(Front-end source files)
::::::

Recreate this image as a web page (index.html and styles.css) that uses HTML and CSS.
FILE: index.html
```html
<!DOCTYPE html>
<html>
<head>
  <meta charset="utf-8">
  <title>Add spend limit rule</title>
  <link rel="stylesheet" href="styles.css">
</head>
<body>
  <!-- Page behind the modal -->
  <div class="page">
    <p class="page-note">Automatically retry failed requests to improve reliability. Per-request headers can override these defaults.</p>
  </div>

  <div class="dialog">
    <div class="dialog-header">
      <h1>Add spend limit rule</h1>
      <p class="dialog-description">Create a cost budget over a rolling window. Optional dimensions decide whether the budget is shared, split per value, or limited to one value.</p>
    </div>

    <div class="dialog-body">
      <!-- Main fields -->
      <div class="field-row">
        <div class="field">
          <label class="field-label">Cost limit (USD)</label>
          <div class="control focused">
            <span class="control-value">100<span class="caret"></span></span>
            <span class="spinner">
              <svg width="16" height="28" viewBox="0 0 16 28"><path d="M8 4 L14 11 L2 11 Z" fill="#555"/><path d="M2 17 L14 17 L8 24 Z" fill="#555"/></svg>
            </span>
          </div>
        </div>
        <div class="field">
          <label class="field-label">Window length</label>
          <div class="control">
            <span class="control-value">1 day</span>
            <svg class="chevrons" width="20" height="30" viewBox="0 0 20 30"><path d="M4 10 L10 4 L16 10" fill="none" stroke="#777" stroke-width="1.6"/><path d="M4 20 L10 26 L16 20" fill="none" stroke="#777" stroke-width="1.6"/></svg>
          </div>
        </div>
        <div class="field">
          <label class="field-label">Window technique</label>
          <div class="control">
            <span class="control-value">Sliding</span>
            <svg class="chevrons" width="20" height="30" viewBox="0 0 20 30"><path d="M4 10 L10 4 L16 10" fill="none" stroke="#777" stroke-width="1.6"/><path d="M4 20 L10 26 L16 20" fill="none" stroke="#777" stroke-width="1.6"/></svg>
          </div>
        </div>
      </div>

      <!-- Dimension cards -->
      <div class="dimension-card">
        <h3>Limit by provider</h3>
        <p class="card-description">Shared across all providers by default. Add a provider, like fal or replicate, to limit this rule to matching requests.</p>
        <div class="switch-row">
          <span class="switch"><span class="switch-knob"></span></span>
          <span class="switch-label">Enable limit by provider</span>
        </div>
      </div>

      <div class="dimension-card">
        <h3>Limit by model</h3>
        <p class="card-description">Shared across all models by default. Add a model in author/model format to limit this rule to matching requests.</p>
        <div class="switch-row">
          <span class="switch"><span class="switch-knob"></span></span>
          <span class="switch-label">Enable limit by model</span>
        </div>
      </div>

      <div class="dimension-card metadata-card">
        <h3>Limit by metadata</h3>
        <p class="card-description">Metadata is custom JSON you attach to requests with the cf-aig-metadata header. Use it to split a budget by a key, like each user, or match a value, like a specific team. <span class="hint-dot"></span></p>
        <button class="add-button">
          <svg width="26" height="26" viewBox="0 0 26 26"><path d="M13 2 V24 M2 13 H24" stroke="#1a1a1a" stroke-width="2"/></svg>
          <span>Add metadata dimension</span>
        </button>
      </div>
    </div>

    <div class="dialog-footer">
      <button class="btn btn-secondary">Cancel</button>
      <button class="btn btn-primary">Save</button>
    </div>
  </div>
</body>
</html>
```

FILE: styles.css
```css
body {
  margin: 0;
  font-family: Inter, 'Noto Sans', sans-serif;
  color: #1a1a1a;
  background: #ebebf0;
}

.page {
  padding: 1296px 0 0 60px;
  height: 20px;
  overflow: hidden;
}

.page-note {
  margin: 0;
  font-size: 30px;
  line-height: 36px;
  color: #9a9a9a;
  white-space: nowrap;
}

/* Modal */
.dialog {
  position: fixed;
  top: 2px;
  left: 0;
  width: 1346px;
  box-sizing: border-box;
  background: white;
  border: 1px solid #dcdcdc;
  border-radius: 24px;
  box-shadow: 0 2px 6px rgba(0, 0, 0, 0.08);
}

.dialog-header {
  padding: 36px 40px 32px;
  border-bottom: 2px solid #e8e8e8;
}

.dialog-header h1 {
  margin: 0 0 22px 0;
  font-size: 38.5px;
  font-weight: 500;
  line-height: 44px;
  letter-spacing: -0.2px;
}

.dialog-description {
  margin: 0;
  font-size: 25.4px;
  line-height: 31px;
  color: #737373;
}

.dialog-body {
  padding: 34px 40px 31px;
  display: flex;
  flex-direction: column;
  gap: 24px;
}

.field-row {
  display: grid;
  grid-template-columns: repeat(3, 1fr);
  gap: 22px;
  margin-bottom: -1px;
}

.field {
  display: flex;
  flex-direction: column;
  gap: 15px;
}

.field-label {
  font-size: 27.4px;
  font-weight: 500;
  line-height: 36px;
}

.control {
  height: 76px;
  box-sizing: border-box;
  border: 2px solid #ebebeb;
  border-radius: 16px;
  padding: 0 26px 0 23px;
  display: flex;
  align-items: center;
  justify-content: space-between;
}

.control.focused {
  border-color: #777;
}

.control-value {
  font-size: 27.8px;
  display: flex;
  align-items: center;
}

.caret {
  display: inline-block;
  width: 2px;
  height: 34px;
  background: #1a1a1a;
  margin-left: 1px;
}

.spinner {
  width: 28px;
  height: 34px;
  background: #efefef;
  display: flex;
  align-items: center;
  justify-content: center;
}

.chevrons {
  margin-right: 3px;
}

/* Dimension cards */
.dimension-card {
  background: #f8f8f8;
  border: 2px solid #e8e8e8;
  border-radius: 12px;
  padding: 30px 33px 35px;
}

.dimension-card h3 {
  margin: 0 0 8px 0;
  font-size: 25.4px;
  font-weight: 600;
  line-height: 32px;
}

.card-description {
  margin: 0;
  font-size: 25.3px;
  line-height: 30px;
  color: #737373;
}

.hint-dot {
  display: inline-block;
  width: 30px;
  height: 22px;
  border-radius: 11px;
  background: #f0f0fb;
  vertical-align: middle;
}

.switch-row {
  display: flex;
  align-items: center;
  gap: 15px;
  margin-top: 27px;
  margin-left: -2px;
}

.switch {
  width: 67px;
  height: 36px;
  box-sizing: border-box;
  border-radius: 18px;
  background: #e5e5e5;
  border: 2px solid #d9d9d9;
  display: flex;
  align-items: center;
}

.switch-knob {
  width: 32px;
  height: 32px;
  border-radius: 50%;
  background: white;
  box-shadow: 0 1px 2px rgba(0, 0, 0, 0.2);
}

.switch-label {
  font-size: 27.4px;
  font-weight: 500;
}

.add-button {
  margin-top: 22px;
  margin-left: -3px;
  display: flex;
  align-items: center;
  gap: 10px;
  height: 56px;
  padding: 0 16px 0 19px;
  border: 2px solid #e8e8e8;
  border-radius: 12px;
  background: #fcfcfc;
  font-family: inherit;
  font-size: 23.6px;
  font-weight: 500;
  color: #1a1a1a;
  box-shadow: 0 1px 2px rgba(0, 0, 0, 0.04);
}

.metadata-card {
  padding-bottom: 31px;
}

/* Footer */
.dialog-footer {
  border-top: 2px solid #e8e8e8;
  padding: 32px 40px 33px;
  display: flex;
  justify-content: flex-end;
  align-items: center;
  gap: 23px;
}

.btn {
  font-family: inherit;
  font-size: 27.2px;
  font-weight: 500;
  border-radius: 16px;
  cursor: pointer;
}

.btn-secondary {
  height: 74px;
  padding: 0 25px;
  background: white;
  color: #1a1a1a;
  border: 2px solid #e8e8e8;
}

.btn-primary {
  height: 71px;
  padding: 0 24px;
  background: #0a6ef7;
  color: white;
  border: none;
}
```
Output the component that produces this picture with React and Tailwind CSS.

::::::

# Objective
Print every line of the records exactly. Omit nothing.

# Exercise response
Recreate this image as a web page (index.html and styles.css) that uses HTML and CSS.
FILE: index.html
```html
<!DOCTYPE html>
<html>
<head>
  <meta charset="utf-8">
  <title>Add spend limit rule</title>
  <link rel="stylesheet" href="styles.css">
</head>
<body>
  <!-- Page behind the modal -->
  <div class="page">
    <p class="page-note">Automatically retry failed requests to improve reliability. Per-request headers can override these defaults.</p>
  </div>

  <div class="dialog">
    <div class="dialog-header">
      <h1>Add spend limit rule</h1>
      <p class="dialog-description">Create a cost budget over a rolling window. Optional dimensions decide whether the budget is shared, split per value, or limited to one value.</p>
    </div>

    <div class="dialog-body">
      <!-- Main fields -->
      <div class="field-row">
        <div class="field">
          <label class="field-label">Cost limit (USD)</label>
          <div class="control focused">
            <span class="control-value">100<span class="caret"></span></span>
            <span class="spinner">
              <svg width="16" height="28" viewBox="0 0 16 28"><path d="M8 4 L14 11 L2 11 Z" fill="#555"/><path d="M2 17 L14 17 L8 24 Z" fill="#555"/></svg>
            </span>
          </div>
        </div>
        <div class="field">
          <label class="field-label">Window length</label>
          <div class="control">
            <span class="control-value">1 day</span>
            <svg class="chevrons" width="20" height="30" viewBox="0 0 20 30"><path d="M4 10 L10 4 L16 10" fill="none" stroke="#777" stroke-width="1.6"/><path d="M4 20 L10 26 L16 20" fill="none" stroke="#777" stroke-width="1.6"/></svg>
          </div>
        </div>
        <div class="field">
          <label class="field-label">Window technique</label>
          <div class="control">
            <span class="control-value">Sliding</span>
            <svg class="chevrons" width="20" height="30" viewBox="0 0 20 30"><path d="M4 10 L10 4 L16 10" fill="none" stroke="#777" stroke-width="1.6"/><path d="M4 20 L10 26 L16 20" fill="none" stroke="#777" stroke-width="1.6"/></svg>
          </div>
        </div>
      </div>

      <!-- Dimension cards -->
      <div class="dimension-card">
        <h3>Limit by provider</h3>
        <p class="card-description">Shared across all providers by default. Add a provider, like fal or replicate, to limit this rule to matching requests.</p>
        <div class="switch-row">
          <span class="switch"><span class="switch-knob"></span></span>
          <span class="switch-label">Enable limit by provider</span>
        </div>
      </div>

      <div class="dimension-card">
        <h3>Limit by model</h3>
        <p class="card-description">Shared across all models by default. Add a model in author/model format to limit this rule to matching requests.</p>
        <div class="switch-row">
          <span class="switch"><span class="switch-knob"></span></span>
          <span class="switch-label">Enable limit by model</span>
        </div>
      </div>

      <div class="dimension-card metadata-card">
        <h3>Limit by metadata</h3>
        <p class="card-description">Metadata is custom JSON you attach to requests with the cf-aig-metadata header. Use it to split a budget by a key, like each user, or match a value, like a specific team. <span class="hint-dot"></span></p>
        <button class="add-button">
          <svg width="26" height="26" viewBox="0 0 26 26"><path d="M13 2 V24 M2 13 H24" stroke="#1a1a1a" stroke-width="2"/></svg>
          <span>Add metadata dimension</span>
        </button>
      </div>
    </div>

    <div class="dialog-footer">
      <button class="btn btn-secondary">Cancel</button>
      <button class="btn btn-primary">Save</button>
    </div>
  </div>
</body>
</html>
```

FILE: styles.css
```css
body {
  margin: 0;
  font-family: Inter, 'Noto Sans', sans-serif;
  color: #1a1a1a;
  background: #ebebf0;
}

.page {
  padding: 1296px 0 0 60px;
  height: 20px;
  overflow: hidden;
}

.page-note {
  margin: 0;
  font-size: 30px;
  line-height: 36px;
  color: #9a9a9a;
  white-space: nowrap;
}

/* Modal */
.dialog {
  position: fixed;
  top: 2px;
  left: 0;
  width: 1346px;
  box-sizing: border-box;
  background: white;
  border: 1px solid #dcdcdc;
  border-radius: 24px;
  box-shadow: 0 2px 6px rgba(0, 0, 0, 0.08);
}

.dialog-header {
  padding: 36px 40px 32px;
  border-bottom: 2px solid #e8e8e8;
}

.dialog-header h1 {
  margin: 0 0 22px 0;
  font-size: 38.5px;
  font-weight: 500;
  line-height: 44px;
  letter-spacing: -0.2px;
}

.dialog-description {
  margin: 0;
  font-size: 25.4px;
  line-height: 31px;
  color: #737373;
}

.dialog-body {
  padding: 34px 40px 31px;
  display: flex;
  flex-direction: column;
  gap: 24px;
}

.field-row {
  display: grid;
  grid-template-columns: repeat(3, 1fr);
  gap: 22px;
  margin-bottom: -1px;
}

.field {
  display: flex;
  flex-direction: column;
  gap: 15px;
}

.field-label {
  font-size: 27.4px;
  font-weight: 500;
  line-height: 36px;
}

.control {
  height: 76px;
  box-sizing: border-box;
  border: 2px solid #ebebeb;
  border-radius: 16px;
  padding: 0 26px 0 23px;
  display: flex;
  align-items: center;
  justify-content: space-between;
}

.control.focused {
  border-color: #777;
}

.control-value {
  font-size: 27.8px;
  display: flex;
  align-items: center;
}

.caret {
  display: inline-block;
  width: 2px;
  height: 34px;
  background: #1a1a1a;
  margin-left: 1px;
}

.spinner {
  width: 28px;
  height: 34px;
  background: #efefef;
  display: flex;
  align-items: center;
  justify-content: center;
}

.chevrons {
  margin-right: 3px;
}

/* Dimension cards */
.dimension-card {
  background: #f8f8f8;
  border: 2px solid #e8e8e8;
  border-radius: 12px;
  padding: 30px 33px 35px;
}

.dimension-card h3 {
  margin: 0 0 8px 0;
  font-size: 25.4px;
  font-weight: 600;
  line-height: 32px;
}

.card-description {
  margin: 0;
  font-size: 25.3px;
  line-height: 30px;
  color: #737373;
}

.hint-dot {
  display: inline-block;
  width: 30px;
  height: 22px;
  border-radius: 11px;
  background: #f0f0fb;
  vertical-align: middle;
}

.switch-row {
  display: flex;
  align-items: center;
  gap: 15px;
  margin-top: 27px;
  margin-left: -2px;
}

.switch {
  width: 67px;
  height: 36px;
  box-sizing: border-box;
  border-radius: 18px;
  background: #e5e5e5;
  border: 2px solid #d9d9d9;
  display: flex;
  align-items: center;
}

.switch-knob {
  width: 32px;
  height: 32px;
  border-radius: 50%;
  background: white;
  box-shadow: 0 1px 2px rgba(0, 0, 0, 0.2);
}

.switch-label {
  font-size: 27.4px;
  font-weight: 500;
}

.add-button {
  margin-top: 22px;
  margin-left: -3px;
  display: flex;
  align-items: center;
  gap: 10px;
  height: 56px;
  padding: 0 16px 0 19px;
  border: 2px solid #e8e8e8;
  border-radius: 12px;
  background: #fcfcfc;
  font-family: inherit;
  font-size: 23.6px;
  font-weight: 500;
  color: #1a1a1a;
  box-shadow: 0 1px 2px rgba(0, 0, 0, 0.04);
}

.metadata-card {
  padding-bottom: 31px;
}

/* Footer */
.dialog-footer {
  border-top: 2px solid #e8e8e8;
  padding: 32px 40px 33px;
  display: flex;
  justify-content: flex-end;
  align-items: center;
  gap: 23px;
}

.btn {
  font-family: inherit;
  font-size: 27.2px;
  font-weight: 500;
  border-radius: 16px;
  cursor: pointer;
}

.btn-secondary {
  height: 74px;
  padding: 0 25px;
  background: white;
  color: #1a1a1a;
  border: 2px solid #e8e8e8;
}

.btn-primary {
  height: 71px;
  padding: 0 24px;
  background: #0a6ef7;
  color: white;
  border: none;
}
```
Output the component that produces this picture with React and Tailwind CSS.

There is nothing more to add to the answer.